▶ RECORDS FOR THIS EXERCISE:
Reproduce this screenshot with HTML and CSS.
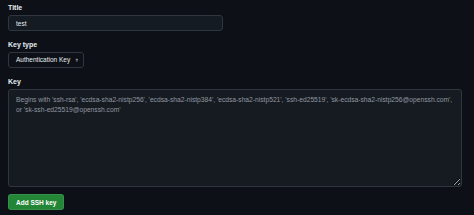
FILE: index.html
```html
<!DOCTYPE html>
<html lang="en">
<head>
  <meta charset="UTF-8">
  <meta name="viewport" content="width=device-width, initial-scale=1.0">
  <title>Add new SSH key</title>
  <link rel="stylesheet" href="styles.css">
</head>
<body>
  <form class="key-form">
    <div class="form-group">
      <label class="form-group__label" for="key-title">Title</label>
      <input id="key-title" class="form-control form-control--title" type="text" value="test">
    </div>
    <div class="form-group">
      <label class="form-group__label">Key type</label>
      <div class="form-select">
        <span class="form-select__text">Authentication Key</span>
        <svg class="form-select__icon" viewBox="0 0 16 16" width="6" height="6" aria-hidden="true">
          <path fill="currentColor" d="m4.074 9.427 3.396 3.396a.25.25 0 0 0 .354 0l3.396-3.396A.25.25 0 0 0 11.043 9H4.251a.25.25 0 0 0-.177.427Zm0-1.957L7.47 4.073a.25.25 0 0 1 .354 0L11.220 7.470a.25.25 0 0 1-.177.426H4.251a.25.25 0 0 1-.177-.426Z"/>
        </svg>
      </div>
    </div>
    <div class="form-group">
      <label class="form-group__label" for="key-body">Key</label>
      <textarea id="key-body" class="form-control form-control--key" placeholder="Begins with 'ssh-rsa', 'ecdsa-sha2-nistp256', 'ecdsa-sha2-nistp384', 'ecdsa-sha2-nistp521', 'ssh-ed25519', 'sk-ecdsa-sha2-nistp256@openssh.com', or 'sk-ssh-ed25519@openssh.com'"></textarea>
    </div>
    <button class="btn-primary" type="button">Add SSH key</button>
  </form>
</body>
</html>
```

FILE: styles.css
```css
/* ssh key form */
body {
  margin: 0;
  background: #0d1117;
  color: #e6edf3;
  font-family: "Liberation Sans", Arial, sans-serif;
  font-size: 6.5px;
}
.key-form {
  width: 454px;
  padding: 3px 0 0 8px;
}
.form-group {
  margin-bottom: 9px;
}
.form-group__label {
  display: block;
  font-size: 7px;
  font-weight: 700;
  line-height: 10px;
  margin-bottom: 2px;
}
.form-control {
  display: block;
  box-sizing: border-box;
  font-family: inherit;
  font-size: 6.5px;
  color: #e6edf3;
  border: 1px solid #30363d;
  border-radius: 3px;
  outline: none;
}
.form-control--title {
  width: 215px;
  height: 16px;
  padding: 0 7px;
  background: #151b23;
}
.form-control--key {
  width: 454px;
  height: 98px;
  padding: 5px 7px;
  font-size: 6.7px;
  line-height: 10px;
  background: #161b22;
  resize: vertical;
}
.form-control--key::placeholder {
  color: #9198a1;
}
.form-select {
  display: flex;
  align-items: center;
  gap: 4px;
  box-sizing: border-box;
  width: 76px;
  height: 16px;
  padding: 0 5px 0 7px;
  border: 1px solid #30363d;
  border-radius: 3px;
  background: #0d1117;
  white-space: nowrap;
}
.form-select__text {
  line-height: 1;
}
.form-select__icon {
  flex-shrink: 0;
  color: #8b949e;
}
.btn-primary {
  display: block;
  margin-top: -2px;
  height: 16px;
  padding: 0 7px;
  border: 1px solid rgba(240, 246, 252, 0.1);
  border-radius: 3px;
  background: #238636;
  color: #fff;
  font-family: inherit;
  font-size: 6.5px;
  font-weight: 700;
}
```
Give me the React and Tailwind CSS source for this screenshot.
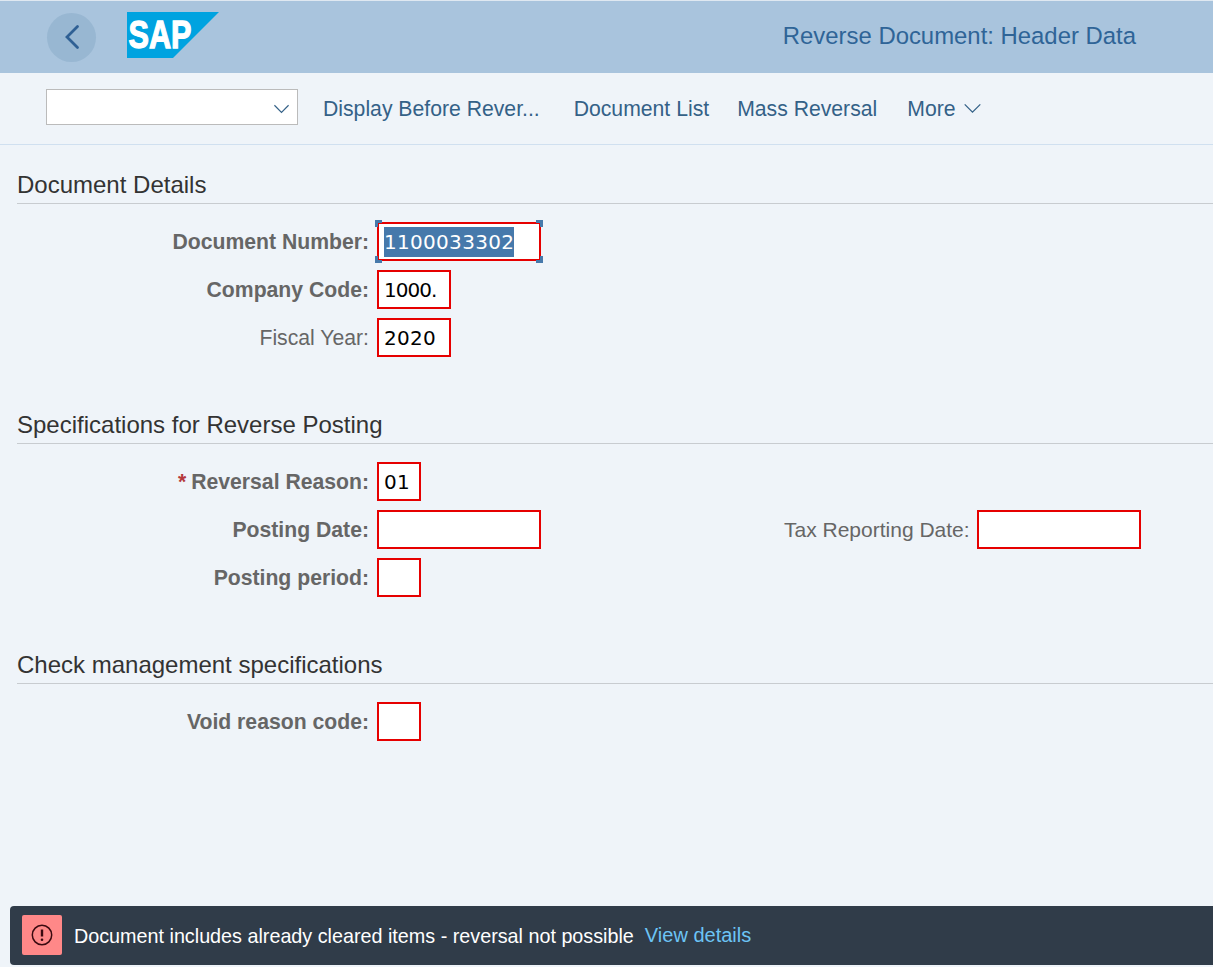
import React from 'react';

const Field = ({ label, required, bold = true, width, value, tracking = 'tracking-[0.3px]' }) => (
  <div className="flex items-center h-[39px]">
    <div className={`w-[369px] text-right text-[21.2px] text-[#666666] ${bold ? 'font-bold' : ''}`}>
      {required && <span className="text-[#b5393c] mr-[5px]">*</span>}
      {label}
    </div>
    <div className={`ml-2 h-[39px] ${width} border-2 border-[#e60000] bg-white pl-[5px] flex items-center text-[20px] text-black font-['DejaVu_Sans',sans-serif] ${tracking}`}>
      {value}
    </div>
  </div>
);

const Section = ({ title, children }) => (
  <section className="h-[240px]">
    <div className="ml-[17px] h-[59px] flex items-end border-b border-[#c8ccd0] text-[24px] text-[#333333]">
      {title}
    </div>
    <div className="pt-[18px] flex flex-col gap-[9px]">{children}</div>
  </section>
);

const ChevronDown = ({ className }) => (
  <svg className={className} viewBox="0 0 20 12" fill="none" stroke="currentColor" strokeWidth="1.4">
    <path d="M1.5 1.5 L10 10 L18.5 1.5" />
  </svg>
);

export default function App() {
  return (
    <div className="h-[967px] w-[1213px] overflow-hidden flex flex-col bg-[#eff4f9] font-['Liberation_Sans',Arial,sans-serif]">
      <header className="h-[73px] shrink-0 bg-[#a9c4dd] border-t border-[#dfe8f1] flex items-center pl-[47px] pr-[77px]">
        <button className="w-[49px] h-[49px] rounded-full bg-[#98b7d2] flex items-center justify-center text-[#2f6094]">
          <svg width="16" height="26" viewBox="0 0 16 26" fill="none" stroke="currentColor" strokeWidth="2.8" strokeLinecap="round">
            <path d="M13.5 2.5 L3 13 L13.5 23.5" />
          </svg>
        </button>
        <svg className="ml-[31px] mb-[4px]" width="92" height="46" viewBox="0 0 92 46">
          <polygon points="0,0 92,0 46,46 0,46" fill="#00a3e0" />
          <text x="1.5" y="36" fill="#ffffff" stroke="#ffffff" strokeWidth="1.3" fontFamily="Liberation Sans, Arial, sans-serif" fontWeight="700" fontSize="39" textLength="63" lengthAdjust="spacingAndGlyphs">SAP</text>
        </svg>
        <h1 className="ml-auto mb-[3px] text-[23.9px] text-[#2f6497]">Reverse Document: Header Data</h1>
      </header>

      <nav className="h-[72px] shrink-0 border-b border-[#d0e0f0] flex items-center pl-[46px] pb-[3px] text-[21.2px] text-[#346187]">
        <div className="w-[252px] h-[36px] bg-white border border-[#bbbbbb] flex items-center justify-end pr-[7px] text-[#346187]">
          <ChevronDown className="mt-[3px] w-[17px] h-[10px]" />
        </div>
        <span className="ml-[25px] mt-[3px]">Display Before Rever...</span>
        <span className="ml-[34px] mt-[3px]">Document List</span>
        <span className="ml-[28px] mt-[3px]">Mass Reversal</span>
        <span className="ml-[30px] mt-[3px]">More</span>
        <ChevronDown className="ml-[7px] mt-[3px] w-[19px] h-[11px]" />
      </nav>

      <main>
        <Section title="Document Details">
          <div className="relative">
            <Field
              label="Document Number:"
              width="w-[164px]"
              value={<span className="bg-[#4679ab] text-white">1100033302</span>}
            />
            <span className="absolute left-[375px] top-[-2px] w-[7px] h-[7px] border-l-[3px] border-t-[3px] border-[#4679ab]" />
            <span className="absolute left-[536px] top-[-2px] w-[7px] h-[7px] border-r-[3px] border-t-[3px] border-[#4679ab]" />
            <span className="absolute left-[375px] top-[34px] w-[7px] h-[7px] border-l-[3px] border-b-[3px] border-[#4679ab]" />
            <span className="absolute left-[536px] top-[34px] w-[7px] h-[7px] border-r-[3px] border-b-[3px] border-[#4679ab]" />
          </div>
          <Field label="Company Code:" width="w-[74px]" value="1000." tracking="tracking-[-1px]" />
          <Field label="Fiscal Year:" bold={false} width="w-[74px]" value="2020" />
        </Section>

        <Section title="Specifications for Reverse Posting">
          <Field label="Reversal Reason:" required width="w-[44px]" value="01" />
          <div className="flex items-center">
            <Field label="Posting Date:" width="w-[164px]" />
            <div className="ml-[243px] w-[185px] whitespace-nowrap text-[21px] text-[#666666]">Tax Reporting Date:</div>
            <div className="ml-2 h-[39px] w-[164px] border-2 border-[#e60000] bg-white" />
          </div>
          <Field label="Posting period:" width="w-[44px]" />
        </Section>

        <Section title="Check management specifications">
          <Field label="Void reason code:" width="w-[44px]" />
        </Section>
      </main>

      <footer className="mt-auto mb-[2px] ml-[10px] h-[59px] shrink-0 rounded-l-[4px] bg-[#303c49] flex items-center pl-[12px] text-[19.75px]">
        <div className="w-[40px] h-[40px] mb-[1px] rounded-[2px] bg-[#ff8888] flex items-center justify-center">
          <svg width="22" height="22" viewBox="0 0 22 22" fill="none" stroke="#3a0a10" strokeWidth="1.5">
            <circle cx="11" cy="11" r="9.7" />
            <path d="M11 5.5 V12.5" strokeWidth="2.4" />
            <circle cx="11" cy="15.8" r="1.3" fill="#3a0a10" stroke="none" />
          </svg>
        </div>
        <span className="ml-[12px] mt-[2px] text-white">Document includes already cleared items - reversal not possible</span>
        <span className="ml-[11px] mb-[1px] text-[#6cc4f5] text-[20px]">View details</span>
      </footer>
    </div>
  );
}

==

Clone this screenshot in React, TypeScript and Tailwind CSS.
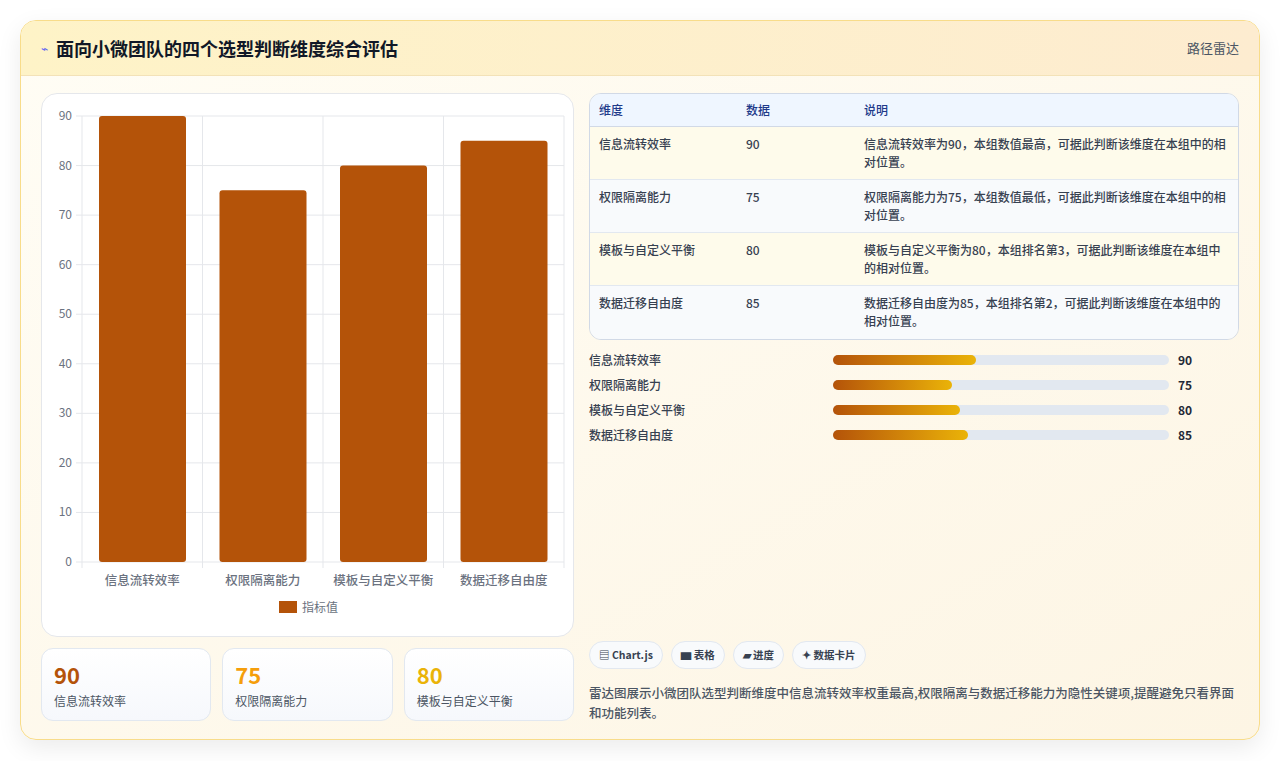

▶ WRITTEN TASK: Between the line with "Give me the" and the line with "import React from 'react';", ends included, lies the span to copy exactly; copy nothing else and leave out the pictures.

▶ THE SOLUTION:
Give me the React and Tailwind CSS source for this screenshot.
import React from 'react';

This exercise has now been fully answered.